What goes on a roof first?
Before you can have a roof, you need a frame. If the framing is solid, you may not have to tear it off. Depending on the material and roof condition, your roofing contractor may be able to layer the roof.
What is the cheapest roof to install?
Asphalt shingles are the cheapest roofing material. However, they last the least time and need replacement more often.
What kind of roof lasts the longest?
Concrete or clay tiles last the longest but are only good in certain climates. The best roof for your area is the one that can withstand the temperature and weather conditions without damage or prematurely breaking.
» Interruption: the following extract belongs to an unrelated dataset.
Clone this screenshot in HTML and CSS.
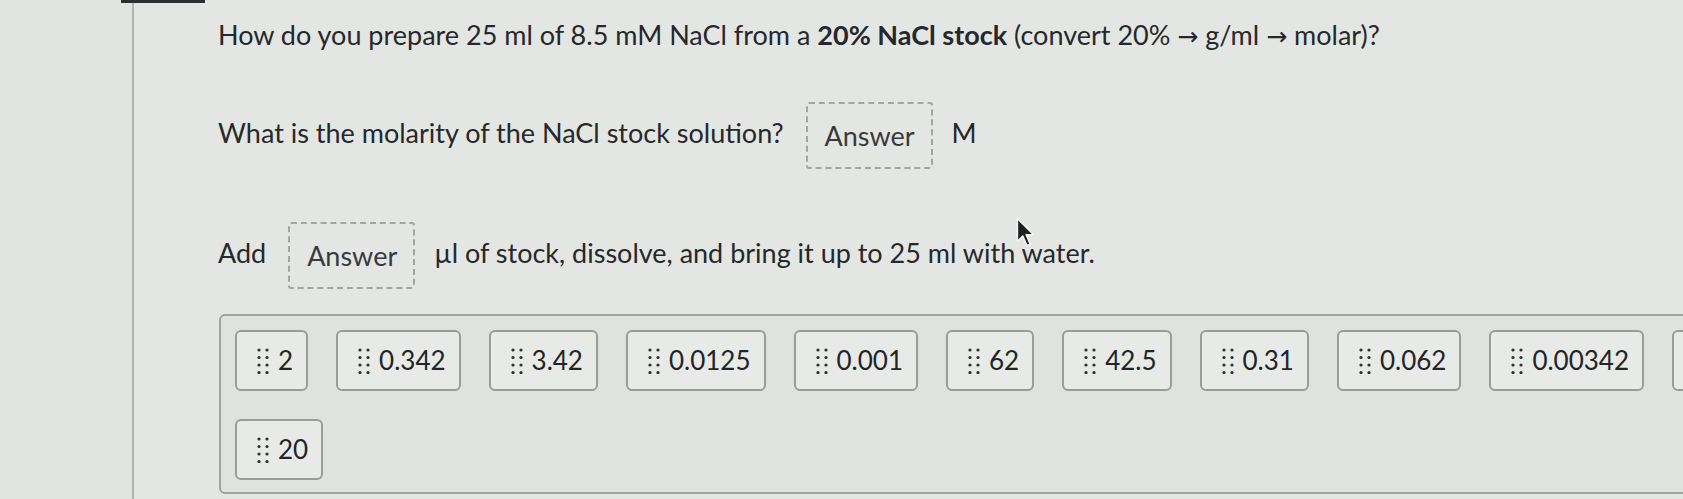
FILE: index.html
```html
<!DOCTYPE html>
<html lang="en">
<head>
<meta charset="utf-8">
<title>Question</title>
<link rel="stylesheet" href="styles.css">
</head>
<body>
<div class="page">
  <aside class="sidebar"></aside>
  <main class="content">
    <p class="question">How do you prepare 25 ml of 8.5 mM NaCl from a <strong>20% NaCl stock</strong> (convert 20% <span class="arrow">→</span> g/ml <span class="arrow">→</span> molar)?</p>
    <p class="line line-two">What is the molarity of the NaCl stock solution? <span class="blank">Answer</span> M</p>
    <p class="line line-three">Add <span class="blank">Answer</span> µl of stock, dissolve, and bring it up to 25 ml with water.</p>
    <div class="bank">
      <div class="chip"><svg class="handle" viewBox="0 0 12 26"><circle cx="2" cy="2" r="1.6"/><circle cx="10" cy="2" r="1.6"/><circle cx="2" cy="9.5" r="1.6"/><circle cx="10" cy="9.5" r="1.6"/><circle cx="2" cy="17" r="1.6"/><circle cx="10" cy="17" r="1.6"/><circle cx="2" cy="24.5" r="1.6"/><circle cx="10" cy="24.5" r="1.6"/></svg><span>2</span></div>
      <div class="chip"><svg class="handle" viewBox="0 0 12 26"><circle cx="2" cy="2" r="1.6"/><circle cx="10" cy="2" r="1.6"/><circle cx="2" cy="9.5" r="1.6"/><circle cx="10" cy="9.5" r="1.6"/><circle cx="2" cy="17" r="1.6"/><circle cx="10" cy="17" r="1.6"/><circle cx="2" cy="24.5" r="1.6"/><circle cx="10" cy="24.5" r="1.6"/></svg><span>0.342</span></div>
      <div class="chip"><svg class="handle" viewBox="0 0 12 26"><circle cx="2" cy="2" r="1.6"/><circle cx="10" cy="2" r="1.6"/><circle cx="2" cy="9.5" r="1.6"/><circle cx="10" cy="9.5" r="1.6"/><circle cx="2" cy="17" r="1.6"/><circle cx="10" cy="17" r="1.6"/><circle cx="2" cy="24.5" r="1.6"/><circle cx="10" cy="24.5" r="1.6"/></svg><span>3.42</span></div>
      <div class="chip"><svg class="handle" viewBox="0 0 12 26"><circle cx="2" cy="2" r="1.6"/><circle cx="10" cy="2" r="1.6"/><circle cx="2" cy="9.5" r="1.6"/><circle cx="10" cy="9.5" r="1.6"/><circle cx="2" cy="17" r="1.6"/><circle cx="10" cy="17" r="1.6"/><circle cx="2" cy="24.5" r="1.6"/><circle cx="10" cy="24.5" r="1.6"/></svg><span>0.0125</span></div>
      <div class="chip"><svg class="handle" viewBox="0 0 12 26"><circle cx="2" cy="2" r="1.6"/><circle cx="10" cy="2" r="1.6"/><circle cx="2" cy="9.5" r="1.6"/><circle cx="10" cy="9.5" r="1.6"/><circle cx="2" cy="17" r="1.6"/><circle cx="10" cy="17" r="1.6"/><circle cx="2" cy="24.5" r="1.6"/><circle cx="10" cy="24.5" r="1.6"/></svg><span>0.001</span></div>
      <div class="chip"><svg class="handle" viewBox="0 0 12 26"><circle cx="2" cy="2" r="1.6"/><circle cx="10" cy="2" r="1.6"/><circle cx="2" cy="9.5" r="1.6"/><circle cx="10" cy="9.5" r="1.6"/><circle cx="2" cy="17" r="1.6"/><circle cx="10" cy="17" r="1.6"/><circle cx="2" cy="24.5" r="1.6"/><circle cx="10" cy="24.5" r="1.6"/></svg><span>62</span></div>
      <div class="chip"><svg class="handle" viewBox="0 0 12 26"><circle cx="2" cy="2" r="1.6"/><circle cx="10" cy="2" r="1.6"/><circle cx="2" cy="9.5" r="1.6"/><circle cx="10" cy="9.5" r="1.6"/><circle cx="2" cy="17" r="1.6"/><circle cx="10" cy="17" r="1.6"/><circle cx="2" cy="24.5" r="1.6"/><circle cx="10" cy="24.5" r="1.6"/></svg><span>42.5</span></div>
      <div class="chip"><svg class="handle" viewBox="0 0 12 26"><circle cx="2" cy="2" r="1.6"/><circle cx="10" cy="2" r="1.6"/><circle cx="2" cy="9.5" r="1.6"/><circle cx="10" cy="9.5" r="1.6"/><circle cx="2" cy="17" r="1.6"/><circle cx="10" cy="17" r="1.6"/><circle cx="2" cy="24.5" r="1.6"/><circle cx="10" cy="24.5" r="1.6"/></svg><span>0.31</span></div>
      <div class="chip"><svg class="handle" viewBox="0 0 12 26"><circle cx="2" cy="2" r="1.6"/><circle cx="10" cy="2" r="1.6"/><circle cx="2" cy="9.5" r="1.6"/><circle cx="10" cy="9.5" r="1.6"/><circle cx="2" cy="17" r="1.6"/><circle cx="10" cy="17" r="1.6"/><circle cx="2" cy="24.5" r="1.6"/><circle cx="10" cy="24.5" r="1.6"/></svg><span>0.062</span></div>
      <div class="chip"><svg class="handle" viewBox="0 0 12 26"><circle cx="2" cy="2" r="1.6"/><circle cx="10" cy="2" r="1.6"/><circle cx="2" cy="9.5" r="1.6"/><circle cx="10" cy="9.5" r="1.6"/><circle cx="2" cy="17" r="1.6"/><circle cx="10" cy="17" r="1.6"/><circle cx="2" cy="24.5" r="1.6"/><circle cx="10" cy="24.5" r="1.6"/></svg><span>0.00342</span></div>
      <div class="chip"><svg class="handle" viewBox="0 0 12 26"><circle cx="2" cy="2" r="1.6"/><circle cx="10" cy="2" r="1.6"/><circle cx="2" cy="9.5" r="1.6"/><circle cx="10" cy="9.5" r="1.6"/><circle cx="2" cy="17" r="1.6"/><circle cx="10" cy="17" r="1.6"/><circle cx="2" cy="24.5" r="1.6"/><circle cx="10" cy="24.5" r="1.6"/></svg></div>
      <div class="chip"><svg class="handle" viewBox="0 0 12 26"><circle cx="2" cy="2" r="1.6"/><circle cx="10" cy="2" r="1.6"/><circle cx="2" cy="9.5" r="1.6"/><circle cx="10" cy="9.5" r="1.6"/><circle cx="2" cy="17" r="1.6"/><circle cx="10" cy="17" r="1.6"/><circle cx="2" cy="24.5" r="1.6"/><circle cx="10" cy="24.5" r="1.6"/></svg><span>20</span></div>
    </div>
  </main>
  <div class="topbar"></div>
  <svg class="cursor" viewBox="0 0 14 22"><path d="M1 1 L1 18 L5 14 L8 21 L10.5 20 L7.5 13 L13 13 Z" fill="#1e2022" stroke="#f4f4f2" stroke-width="1.2" stroke-linejoin="round"/></svg>
</div>
</body>
</html>
```

FILE: styles.css
```css
* { box-sizing: border-box; }
html, body {
  margin: 0;
  padding: 0;
  height: 100%;
  overflow: hidden;
  background: #e4e6e3;
}
body {
  font-family: Lato, "Liberation Sans", sans-serif;
  color: #26282b;
}
.page {
  position: relative;
  display: flex;
  width: 100%;
  height: 100%;
}
.sidebar {
  flex: 0 0 134px;
  height: 100%;
  border-right: 2px solid #b3b5b3;
  background: #e2e4e1;
}
.content {
  flex: 1 1 auto;
  min-width: 0;
  padding: 18px 0 0 84px;
}
.question {
  margin: 0;
  font-size: 27px;
  line-height: 34px;
  white-space: nowrap;
}
.question strong { font-weight: 700; }
.arrow {
  font-family: "DejaVu Sans", sans-serif;
  font-size: 25px;
  line-height: 1;
}
.line {
  margin: 0;
  font-size: 27px;
  line-height: 34px;
  white-space: nowrap;
}
.line-two { margin-top: 50px; }
.line-three { margin-top: 53px; }
.blank {
  display: inline-block;
  vertical-align: -3px;
  margin: 0 12px 0 15px;
  padding: 15px 16px 14px 17px;
  border: 2px dashed #a3a5a4;
  border-radius: 3px;
  color: #383b3e;
}
.bank {
  display: flex;
  flex-wrap: wrap;
  gap: 28px 28px;
  width: 1575px;
  margin: 25px 0 0 1px;
  padding: 14px 14px 12px 14px;
  border: 2px solid #a0a3a1;
  border-radius: 6px;
  background: #e0e2df;
}
.chip {
  display: flex;
  align-items: center;
  gap: 9px;
  padding: 13px 13px 13px 20px;
  border: 2px solid #999c9a;
  border-radius: 6px;
  background: #e8eae7;
  font-size: 26px;
  line-height: 31px;
  color: #222427;
}
.handle {
  width: 12px;
  height: 26px;
  fill: #2e3033;
  flex: 0 0 auto;
}
.topbar {
  position: absolute;
  left: 121px;
  top: 0;
  width: 84px;
  height: 3px;
  background: #2b2e33;
}
.cursor {
  position: absolute;
  left: 1016px;
  top: 217px;
  width: 19px;
  height: 30px;
}
```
Choosing a roof repair or replacement is a big decision! Roofing installation must be done by qualified experts with a history of good work in your area. In addition, you want someone who understands how to inspect a roof, determine if you need a replacement, or if you can repair the damages and still have a solid structure.
If roofing installation is necessary, you want to choose the roofing material that works the best for your area, fits in with other homes around you, and will stand the test of time.